(Bigstock Photo)

Cybersecurity company Polyverse has raised $2 million in a new round of funding to continue building out its “moving target defense” platform.

Alex Gounares, CEO of Polyverse. (Polyverse Photo)

What is moving target defense, you ask? Polyverse CEO Alex Gounares, who previously served as CTO of AOL, corporate vice president at Microsoft and technology advisor to Bill Gates, explains it well. It can be related to, of all things, zombie apocalypse. The reason humanity has hung on for so long, he says, and hasn’t fallen to a super disease or a zombie apocalypse is due to the diversity of genetics. Something that affects one person’s immune system, might not hurt someone else.

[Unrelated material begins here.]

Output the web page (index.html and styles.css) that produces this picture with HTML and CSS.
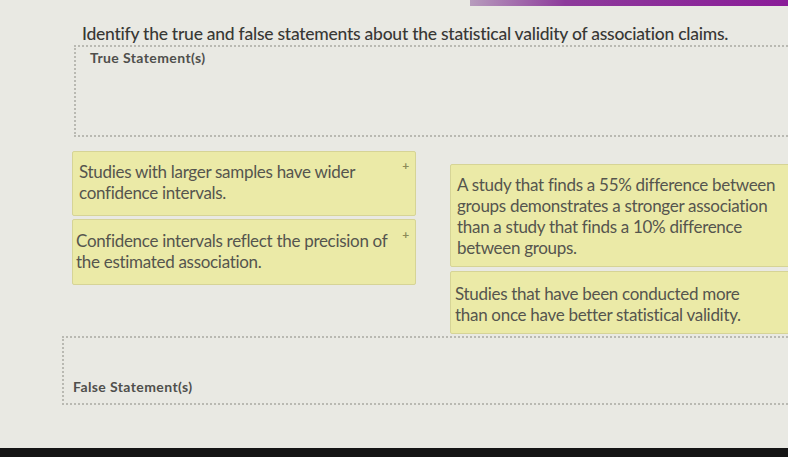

Computers don’t have the same diversity as the human genome. Sure, there are a few different operating systems, and it could take a long time to find a wormhole in Windows or Linux. But it’s worth the time and effort for hackers because once they get in they have access to millions of computers.

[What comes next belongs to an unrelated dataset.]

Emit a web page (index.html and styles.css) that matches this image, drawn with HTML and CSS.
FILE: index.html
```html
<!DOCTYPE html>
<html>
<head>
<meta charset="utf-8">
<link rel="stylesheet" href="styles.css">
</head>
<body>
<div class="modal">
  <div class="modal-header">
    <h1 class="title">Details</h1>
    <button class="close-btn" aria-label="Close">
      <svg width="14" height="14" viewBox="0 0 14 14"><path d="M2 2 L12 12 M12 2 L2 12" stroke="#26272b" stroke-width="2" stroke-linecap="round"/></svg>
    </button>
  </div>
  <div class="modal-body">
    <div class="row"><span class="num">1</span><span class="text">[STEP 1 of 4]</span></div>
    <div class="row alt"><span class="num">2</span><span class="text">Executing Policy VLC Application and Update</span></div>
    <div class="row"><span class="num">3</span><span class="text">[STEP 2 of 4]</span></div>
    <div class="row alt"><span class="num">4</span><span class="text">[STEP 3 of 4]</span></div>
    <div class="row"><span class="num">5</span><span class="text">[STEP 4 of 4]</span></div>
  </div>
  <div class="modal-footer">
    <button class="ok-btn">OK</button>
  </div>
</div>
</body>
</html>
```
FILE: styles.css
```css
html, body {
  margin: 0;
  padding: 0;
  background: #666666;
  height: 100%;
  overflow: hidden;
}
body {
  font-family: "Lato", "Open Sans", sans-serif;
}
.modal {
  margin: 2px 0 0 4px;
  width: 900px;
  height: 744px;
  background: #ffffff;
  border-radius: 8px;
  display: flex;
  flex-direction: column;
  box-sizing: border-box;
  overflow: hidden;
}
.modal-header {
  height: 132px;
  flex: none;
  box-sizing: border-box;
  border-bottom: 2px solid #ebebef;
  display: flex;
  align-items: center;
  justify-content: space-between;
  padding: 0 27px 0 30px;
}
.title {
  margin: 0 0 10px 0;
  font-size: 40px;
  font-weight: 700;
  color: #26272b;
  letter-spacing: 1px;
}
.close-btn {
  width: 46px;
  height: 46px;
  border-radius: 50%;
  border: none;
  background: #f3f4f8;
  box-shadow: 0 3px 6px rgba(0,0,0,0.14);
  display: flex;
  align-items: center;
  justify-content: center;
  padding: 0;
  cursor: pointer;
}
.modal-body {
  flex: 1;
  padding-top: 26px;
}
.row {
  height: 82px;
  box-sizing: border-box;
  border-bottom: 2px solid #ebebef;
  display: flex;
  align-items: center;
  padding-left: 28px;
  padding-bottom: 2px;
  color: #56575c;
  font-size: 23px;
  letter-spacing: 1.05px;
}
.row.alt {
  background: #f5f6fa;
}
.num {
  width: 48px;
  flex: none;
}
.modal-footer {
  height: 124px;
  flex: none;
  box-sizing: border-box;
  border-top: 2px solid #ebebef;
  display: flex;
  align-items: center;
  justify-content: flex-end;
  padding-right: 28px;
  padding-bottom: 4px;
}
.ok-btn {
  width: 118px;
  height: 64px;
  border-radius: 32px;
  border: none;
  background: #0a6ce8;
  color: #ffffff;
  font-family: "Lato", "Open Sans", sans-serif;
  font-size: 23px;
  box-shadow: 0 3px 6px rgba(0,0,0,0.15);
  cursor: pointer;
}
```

“If you’re the good guys, if you are standing still and running the same software that the attackers have, you are in trouble, and you are going to get hacked eventually,” Gounares said. Moving target defense is this idea of don’t stand still, and don’t use the same software.”

The concept of moving target defense uses technology to scramble and diversify data and store it in an array of different containers, instead of keeping millions of records in a few databases. This makes it harder for hackers to get the full scope of data, and it puts them in a race against time as the technology — which integrates with existing hardware and software systems — self heals and moves data around, creating new containers in a method that’s similar to wiping a hard disk. It makes attacks prohibitively expensive for hackers, and would, in theory, cause them to turn their attention elsewhere.

Gounares said the idea of moving target defense has been around for decades, but the technology had yet to catch up.

Here is a video from Polyverse that shows how the service, which recently became part of the Docker Certification Program, works:

Gounares said the latest round brings the two-and-a-half-year-old company to $5 million in total funding. It raised $2 million last year, and $1 million in 2015.

Polyverse is based in Kirkland, Wash., and has more than 20 employees. Prior to starting Polyverse, Gounares was CEO of Concurix Corporation, which he sold to San Mateo, Calif.-based Strongloop in a deal of undisclosed size.

Due to the security focus of the business, Gounares declined to talk much about the company’s customer base, but he did say it was about half federal government agencies and half commercial companies.